* _Aim of the task_
Search the data for the word "screenshot" and copy every line that contains it.

* _Data provided_
* * *

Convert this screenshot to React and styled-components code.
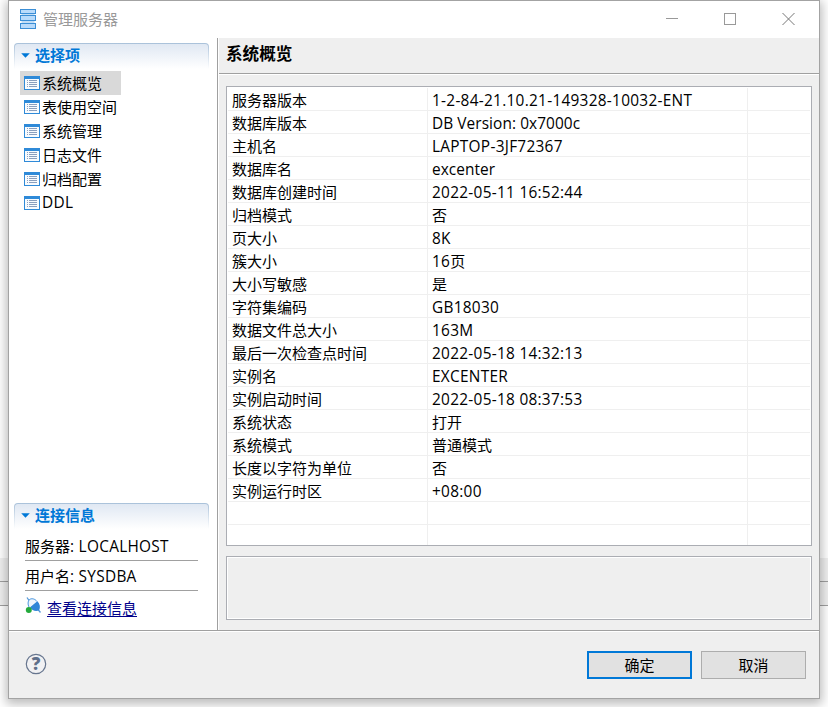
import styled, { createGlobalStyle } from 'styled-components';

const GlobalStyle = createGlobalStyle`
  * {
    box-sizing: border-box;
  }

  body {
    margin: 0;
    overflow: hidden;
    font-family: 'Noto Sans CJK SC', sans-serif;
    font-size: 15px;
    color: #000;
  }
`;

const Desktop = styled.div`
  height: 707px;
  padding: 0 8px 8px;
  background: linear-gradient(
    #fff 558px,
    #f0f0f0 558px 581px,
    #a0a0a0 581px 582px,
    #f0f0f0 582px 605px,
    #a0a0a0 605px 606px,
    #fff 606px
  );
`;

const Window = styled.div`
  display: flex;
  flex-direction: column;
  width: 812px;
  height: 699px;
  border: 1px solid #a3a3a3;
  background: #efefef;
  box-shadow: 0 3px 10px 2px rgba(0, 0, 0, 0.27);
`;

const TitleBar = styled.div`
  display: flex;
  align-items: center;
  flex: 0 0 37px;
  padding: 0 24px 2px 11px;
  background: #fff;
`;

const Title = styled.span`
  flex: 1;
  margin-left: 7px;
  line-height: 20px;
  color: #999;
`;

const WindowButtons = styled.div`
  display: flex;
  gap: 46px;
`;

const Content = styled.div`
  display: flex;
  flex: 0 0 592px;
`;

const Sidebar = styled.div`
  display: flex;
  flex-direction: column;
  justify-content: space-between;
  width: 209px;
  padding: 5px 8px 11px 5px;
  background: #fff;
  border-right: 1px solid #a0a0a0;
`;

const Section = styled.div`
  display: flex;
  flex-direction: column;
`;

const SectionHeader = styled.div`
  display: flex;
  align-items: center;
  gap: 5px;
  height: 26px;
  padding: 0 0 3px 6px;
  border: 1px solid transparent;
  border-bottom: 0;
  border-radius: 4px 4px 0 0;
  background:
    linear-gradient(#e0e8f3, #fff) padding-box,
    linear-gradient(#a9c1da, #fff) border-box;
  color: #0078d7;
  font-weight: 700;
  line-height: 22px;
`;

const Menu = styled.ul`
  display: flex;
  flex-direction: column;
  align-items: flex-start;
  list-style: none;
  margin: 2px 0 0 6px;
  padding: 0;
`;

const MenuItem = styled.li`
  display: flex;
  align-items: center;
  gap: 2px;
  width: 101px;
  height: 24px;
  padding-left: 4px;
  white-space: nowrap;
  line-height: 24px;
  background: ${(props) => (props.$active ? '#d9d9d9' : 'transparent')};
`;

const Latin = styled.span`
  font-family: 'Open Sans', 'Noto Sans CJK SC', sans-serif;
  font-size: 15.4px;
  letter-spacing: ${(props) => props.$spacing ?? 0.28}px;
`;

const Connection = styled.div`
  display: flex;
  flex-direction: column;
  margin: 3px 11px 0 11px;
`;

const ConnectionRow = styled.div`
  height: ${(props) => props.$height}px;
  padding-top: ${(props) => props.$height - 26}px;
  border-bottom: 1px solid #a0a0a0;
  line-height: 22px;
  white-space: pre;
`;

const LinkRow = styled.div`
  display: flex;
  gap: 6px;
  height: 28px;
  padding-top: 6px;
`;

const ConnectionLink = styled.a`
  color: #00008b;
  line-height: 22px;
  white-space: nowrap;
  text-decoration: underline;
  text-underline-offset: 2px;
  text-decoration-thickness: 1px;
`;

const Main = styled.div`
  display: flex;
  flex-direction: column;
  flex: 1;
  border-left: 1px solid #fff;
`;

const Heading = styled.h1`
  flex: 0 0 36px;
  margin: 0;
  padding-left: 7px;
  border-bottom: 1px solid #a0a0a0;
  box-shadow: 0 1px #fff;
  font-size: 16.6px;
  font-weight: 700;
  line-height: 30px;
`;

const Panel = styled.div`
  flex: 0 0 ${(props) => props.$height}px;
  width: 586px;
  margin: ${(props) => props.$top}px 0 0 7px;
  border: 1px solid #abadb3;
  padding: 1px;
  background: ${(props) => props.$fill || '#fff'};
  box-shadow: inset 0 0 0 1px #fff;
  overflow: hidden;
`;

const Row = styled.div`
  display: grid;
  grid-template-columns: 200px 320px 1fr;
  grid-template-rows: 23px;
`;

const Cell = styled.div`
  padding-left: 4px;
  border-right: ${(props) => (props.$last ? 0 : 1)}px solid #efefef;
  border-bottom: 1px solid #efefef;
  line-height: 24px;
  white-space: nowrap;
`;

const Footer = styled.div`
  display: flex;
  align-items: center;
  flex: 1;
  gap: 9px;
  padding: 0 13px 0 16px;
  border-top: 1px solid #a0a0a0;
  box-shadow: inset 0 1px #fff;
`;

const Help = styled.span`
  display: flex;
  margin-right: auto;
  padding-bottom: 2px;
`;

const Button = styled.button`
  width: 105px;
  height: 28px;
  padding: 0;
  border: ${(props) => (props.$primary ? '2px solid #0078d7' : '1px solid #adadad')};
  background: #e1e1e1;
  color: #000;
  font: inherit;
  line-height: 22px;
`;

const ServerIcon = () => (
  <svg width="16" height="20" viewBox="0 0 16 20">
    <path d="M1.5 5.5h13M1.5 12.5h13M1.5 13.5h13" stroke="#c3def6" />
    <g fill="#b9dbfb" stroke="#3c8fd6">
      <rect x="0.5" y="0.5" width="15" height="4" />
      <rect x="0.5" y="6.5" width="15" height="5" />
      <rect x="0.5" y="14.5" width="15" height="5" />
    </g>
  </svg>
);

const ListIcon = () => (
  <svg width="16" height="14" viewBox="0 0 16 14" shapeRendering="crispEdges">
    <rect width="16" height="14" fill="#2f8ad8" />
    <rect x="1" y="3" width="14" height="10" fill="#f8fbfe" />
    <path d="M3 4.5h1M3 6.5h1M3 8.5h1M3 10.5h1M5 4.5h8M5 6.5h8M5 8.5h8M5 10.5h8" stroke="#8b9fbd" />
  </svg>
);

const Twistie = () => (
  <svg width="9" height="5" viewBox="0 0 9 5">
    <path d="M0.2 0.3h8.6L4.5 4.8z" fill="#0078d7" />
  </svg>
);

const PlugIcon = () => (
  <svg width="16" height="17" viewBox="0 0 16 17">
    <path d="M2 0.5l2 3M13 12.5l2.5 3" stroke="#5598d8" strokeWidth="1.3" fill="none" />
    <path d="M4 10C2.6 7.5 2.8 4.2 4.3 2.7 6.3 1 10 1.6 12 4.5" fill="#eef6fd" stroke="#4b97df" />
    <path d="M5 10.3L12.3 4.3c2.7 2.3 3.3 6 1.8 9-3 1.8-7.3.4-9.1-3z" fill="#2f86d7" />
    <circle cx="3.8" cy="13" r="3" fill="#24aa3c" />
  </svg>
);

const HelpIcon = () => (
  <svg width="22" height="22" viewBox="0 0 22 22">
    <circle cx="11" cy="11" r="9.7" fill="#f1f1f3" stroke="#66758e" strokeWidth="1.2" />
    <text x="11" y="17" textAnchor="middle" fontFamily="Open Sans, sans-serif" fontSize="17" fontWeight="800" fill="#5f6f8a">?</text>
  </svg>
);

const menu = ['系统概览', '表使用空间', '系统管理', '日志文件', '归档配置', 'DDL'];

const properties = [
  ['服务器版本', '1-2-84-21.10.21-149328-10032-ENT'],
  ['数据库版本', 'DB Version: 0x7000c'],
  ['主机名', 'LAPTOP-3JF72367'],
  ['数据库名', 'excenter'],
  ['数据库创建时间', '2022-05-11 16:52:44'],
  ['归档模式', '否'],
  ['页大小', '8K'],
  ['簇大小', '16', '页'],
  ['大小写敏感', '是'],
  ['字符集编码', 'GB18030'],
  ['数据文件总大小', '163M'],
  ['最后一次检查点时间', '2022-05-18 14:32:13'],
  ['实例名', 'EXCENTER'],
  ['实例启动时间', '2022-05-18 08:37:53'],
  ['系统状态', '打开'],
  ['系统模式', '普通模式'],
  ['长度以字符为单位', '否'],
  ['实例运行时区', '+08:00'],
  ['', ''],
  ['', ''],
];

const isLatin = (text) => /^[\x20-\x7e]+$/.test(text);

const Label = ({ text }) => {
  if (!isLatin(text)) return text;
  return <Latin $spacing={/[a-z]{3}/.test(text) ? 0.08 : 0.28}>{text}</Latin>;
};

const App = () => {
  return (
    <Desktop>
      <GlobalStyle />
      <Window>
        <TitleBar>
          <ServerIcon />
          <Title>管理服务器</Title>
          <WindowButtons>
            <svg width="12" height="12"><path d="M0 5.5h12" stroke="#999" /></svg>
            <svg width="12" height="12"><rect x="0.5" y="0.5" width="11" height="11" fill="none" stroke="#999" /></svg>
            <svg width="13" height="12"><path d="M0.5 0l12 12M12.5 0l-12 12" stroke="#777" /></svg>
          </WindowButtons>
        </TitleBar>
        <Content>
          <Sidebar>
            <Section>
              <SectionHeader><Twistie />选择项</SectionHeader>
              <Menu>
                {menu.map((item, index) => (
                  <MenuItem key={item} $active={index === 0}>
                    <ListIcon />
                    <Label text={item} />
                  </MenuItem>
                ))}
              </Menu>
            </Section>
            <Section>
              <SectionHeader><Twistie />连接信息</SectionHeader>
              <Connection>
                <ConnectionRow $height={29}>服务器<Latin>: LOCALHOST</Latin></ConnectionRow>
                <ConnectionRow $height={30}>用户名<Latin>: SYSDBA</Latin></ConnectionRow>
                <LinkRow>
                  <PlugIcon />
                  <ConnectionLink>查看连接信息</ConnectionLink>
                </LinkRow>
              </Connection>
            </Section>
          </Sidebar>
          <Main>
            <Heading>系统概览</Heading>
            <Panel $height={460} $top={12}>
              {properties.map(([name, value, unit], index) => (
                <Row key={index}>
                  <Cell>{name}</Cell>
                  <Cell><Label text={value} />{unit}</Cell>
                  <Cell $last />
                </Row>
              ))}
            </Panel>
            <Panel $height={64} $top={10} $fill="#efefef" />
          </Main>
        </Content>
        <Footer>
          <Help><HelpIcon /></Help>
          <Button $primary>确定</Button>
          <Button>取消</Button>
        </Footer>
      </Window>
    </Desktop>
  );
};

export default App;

* * *

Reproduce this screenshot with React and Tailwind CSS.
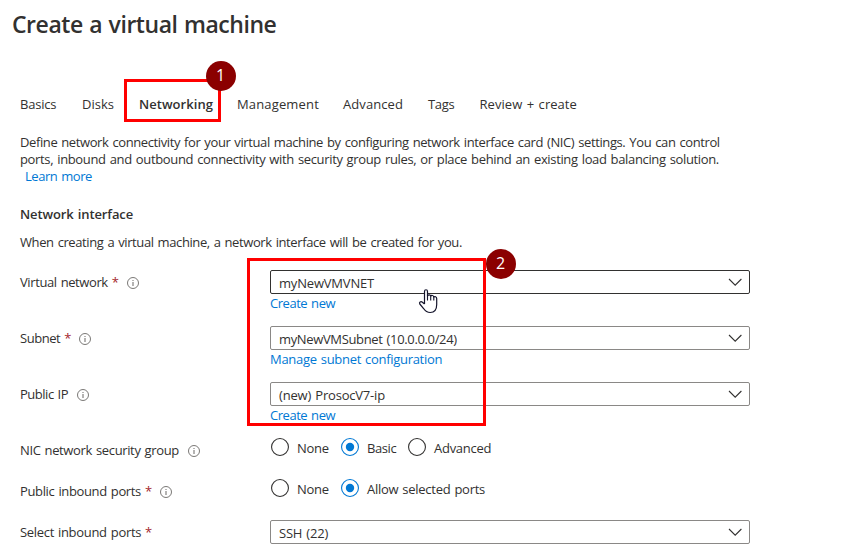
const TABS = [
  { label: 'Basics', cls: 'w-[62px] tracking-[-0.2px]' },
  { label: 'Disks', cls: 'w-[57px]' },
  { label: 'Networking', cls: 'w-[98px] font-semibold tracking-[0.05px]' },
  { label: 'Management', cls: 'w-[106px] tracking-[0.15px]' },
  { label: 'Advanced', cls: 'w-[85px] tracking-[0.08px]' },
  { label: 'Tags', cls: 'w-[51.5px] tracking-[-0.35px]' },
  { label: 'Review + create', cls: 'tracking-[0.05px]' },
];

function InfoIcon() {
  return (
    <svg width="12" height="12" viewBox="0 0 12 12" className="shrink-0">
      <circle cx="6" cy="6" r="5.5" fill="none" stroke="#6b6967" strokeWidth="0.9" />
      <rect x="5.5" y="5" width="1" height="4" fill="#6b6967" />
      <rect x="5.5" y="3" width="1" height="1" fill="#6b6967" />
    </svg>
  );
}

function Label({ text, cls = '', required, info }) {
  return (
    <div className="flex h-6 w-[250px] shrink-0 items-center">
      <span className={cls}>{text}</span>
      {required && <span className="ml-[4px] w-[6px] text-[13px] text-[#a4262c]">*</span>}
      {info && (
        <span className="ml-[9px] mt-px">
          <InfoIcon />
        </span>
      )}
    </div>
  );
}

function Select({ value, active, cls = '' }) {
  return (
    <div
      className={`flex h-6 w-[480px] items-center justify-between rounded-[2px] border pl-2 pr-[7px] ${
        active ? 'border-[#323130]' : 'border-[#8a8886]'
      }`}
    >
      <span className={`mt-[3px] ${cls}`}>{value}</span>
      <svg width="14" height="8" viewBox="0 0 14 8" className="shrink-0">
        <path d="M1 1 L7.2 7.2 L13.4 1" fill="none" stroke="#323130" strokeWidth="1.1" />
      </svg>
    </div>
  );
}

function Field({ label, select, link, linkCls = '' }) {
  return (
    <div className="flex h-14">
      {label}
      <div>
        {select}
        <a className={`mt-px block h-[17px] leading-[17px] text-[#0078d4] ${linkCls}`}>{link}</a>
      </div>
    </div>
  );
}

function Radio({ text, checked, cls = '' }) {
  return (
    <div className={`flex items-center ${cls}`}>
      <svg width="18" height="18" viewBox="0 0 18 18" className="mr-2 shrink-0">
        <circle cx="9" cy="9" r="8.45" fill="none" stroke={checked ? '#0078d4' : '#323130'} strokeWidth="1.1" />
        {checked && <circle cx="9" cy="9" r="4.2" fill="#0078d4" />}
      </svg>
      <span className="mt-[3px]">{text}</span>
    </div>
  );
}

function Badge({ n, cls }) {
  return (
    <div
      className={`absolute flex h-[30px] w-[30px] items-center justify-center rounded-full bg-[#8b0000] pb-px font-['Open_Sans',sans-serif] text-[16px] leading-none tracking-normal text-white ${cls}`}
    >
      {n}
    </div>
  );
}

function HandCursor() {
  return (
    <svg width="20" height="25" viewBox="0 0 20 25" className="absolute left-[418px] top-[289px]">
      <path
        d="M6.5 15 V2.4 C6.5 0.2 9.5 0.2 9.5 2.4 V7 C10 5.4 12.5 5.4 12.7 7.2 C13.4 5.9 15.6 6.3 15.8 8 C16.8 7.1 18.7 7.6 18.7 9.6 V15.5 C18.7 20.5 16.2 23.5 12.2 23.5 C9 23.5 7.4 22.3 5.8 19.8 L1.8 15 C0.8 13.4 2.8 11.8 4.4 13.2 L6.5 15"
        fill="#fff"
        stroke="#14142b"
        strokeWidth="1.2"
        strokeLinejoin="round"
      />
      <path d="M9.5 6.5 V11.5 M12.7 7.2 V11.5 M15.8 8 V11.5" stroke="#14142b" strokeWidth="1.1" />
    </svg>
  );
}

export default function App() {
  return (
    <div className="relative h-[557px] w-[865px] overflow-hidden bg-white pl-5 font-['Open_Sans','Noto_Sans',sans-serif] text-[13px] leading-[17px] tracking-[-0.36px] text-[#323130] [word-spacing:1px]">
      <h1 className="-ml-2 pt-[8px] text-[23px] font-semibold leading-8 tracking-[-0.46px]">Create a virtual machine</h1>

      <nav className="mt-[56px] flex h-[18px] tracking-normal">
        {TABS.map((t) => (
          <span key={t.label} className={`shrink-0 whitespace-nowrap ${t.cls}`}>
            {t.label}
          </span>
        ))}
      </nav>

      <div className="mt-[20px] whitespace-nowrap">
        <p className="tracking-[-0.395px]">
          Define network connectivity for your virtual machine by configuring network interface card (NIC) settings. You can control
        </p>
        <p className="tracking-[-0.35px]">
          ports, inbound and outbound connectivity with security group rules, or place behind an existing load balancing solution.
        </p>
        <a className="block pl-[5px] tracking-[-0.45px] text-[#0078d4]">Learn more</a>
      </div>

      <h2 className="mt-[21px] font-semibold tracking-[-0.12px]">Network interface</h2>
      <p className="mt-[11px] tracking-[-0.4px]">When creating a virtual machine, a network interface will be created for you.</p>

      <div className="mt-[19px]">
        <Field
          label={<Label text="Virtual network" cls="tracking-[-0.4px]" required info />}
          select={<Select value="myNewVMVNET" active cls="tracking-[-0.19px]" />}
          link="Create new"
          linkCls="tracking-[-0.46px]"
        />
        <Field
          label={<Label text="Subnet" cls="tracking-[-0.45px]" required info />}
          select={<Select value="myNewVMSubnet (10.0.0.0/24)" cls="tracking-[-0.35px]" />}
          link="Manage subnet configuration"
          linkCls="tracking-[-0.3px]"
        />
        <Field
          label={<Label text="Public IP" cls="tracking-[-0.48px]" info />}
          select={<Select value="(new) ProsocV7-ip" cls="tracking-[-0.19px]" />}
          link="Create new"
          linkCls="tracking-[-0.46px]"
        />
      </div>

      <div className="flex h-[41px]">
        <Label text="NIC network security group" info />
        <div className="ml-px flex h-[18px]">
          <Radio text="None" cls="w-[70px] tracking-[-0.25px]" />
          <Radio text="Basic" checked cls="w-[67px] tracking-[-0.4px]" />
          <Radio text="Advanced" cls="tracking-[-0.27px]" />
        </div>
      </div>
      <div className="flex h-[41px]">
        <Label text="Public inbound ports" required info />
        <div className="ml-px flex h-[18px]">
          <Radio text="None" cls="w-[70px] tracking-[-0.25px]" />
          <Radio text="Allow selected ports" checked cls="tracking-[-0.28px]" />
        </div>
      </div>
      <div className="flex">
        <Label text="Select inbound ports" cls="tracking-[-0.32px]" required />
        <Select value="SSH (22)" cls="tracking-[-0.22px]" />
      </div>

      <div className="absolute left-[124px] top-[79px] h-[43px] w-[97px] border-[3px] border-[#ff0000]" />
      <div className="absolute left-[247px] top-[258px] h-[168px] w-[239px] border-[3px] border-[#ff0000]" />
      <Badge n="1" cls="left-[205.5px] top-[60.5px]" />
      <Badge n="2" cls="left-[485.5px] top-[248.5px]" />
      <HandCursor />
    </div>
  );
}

* * *

* _The solution_
Convert this screenshot to React and styled-components code.
Reproduce this screenshot with React and Tailwind CSS.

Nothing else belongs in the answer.